Mais l'IA offre aussi des "opportunités créatives incroyables", selon Henri d'Anterroches, partner chez Metyis : "Ça a complétement changé ma manière de travailler. L'intelligence artificielle donne accès à tous les courants artistiques du monde, c'est une véritable bibliothèque interactive. C'est vraiment extraordinaire". Un argument repris par Sarah Najid de CBA Design : "La réflexion est poussée plus loin. Ces nouveaux outils obligent les designers à se montrer plus créatifs. Au lieu de se challenger seul avec nos pensées, on se challenge avec la machine". Certains clients de l'agence CBA Design, eux aussi conquis par les prouesses artistiques de l'IA, "exigent que des projets soient réalisés avec l'intelligence artificielle".

"Pour les amateurs, c'est comme jouer au loto"

L'IA générative d'images est déjà saluée par les professionnels de la création visuelle. Pourtant, comme le rappelle Sarah Najid (CBA Design), elle n'est encore qu'à ses débuts : "Aucune agence ne peut se proclamer experte en intelligence artificielle, c'est beaucoup trop tôt. Pour le moment, il s'agit encore d'une phase de test". Mais un constat a déjà émergé : pour exploiter pleinement son potentiel, l'IA générative d'images doit être manipulée par des experts du secteur.
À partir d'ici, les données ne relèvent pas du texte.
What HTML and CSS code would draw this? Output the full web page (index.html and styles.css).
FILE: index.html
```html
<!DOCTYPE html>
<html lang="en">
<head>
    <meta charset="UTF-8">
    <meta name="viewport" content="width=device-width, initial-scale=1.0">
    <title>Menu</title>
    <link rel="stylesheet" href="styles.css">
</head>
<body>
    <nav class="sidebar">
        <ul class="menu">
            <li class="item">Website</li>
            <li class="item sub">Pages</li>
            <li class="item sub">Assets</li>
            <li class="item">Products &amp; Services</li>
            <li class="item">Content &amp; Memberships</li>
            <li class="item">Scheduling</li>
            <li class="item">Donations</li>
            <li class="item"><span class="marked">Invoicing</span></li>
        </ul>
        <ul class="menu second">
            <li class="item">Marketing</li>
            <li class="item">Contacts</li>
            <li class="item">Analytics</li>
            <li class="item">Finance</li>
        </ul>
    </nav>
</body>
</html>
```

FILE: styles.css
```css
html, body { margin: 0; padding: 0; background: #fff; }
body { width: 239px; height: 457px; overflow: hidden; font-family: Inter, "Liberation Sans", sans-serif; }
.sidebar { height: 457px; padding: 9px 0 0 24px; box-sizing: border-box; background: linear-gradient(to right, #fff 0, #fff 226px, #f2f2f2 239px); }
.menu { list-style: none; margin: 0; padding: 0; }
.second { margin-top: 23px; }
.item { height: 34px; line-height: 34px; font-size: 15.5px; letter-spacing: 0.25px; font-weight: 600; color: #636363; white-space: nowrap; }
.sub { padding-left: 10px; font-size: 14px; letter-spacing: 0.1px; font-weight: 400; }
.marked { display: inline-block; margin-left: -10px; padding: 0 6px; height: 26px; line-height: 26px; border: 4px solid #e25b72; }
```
Dans le cas contraire, "c'est comme jouer au loto et espérer très fort que l'image produite par l'ordinateur soit bonne", estime Pierre Berget, cofondateur de l'agence de design Be Dandy. "C'est un outil très intéressant qui demande une expertise, il y a un vocabulaire technique à maitriser". Autrement dit, pour le moment, l'IA ne va pas remplacer les professionnels de la création visuelle. Seuls ceux qui possèdent des connaissances artistiques solides et un important sens de la créativité sont capables "de transformer cet outil en quelque chose d'exceptionnel", prévient Sarah Najid (CBA Design). "Je pense même que des nouveaux talents qui restaient dans l'ombre vont pouvoir émerger et vont avoir l'occasion de montrer leur travail grâce à l'IA".

Droit d'auteur et légitimité artistique : les prochains chantiers

Si l'IA générative d'images ne pique pas (encore) le travail des designers et graphistes, elle doit cependant affronter d'autres polémiques. Première d'entre elles : les visuels issus de ces nouveaux outils ne seraient pas des créations artistiques. Une accusation réfutée par Gauthier Vernier, cofondateur d'Obvious, un collectif qui a réalisé le premier tableau IA vendu aux enchères : "Il faut bien comprendre que c'est la démarche artistique qui prévaut. Au début, les gens disaient que les photographes ne faisaient qu'appuyer sur un bouton. Chacun s'exprime avec les outils de son temps. Nous c'est l'intelligence artificielle." Le parallèle avec la photographie est également repris par Alexandre Sade (MCAS) : "Vous pouvez donner un appareil photo à autant de personnes que vous voulez, tous ne prendront pas une bonne photo".

Autre débat, celui relatif aux droits d'auteur des images générées par l'intelligence artificielle. Sans copier les œuvres déjà existantes, cette dernière s'en inspire. "Il y a clairement un sujet au niveau de la propriété intellectuelle", admet Gauthier Vernier (Obvious). "Est-ce qu'imiter le style d'un artiste peut être considéré comme du plagiat ?". Aucune régulation n'est pour l'instant venue répondre à cette question. "Il y a un flou juridique. Est-ce que la création doit appartenir à l'auteur de l'œuvre initiale qui a servi d'inspiration ou alors à l'auteur de l'œuvre finale ?", interroge Sarah Najid (CBA Design). Pour le moment, la justice ne s'est pas encore emparée de l'IA générative d'images. Tout le contraire des designers et autres professionnelles de la création visuelle.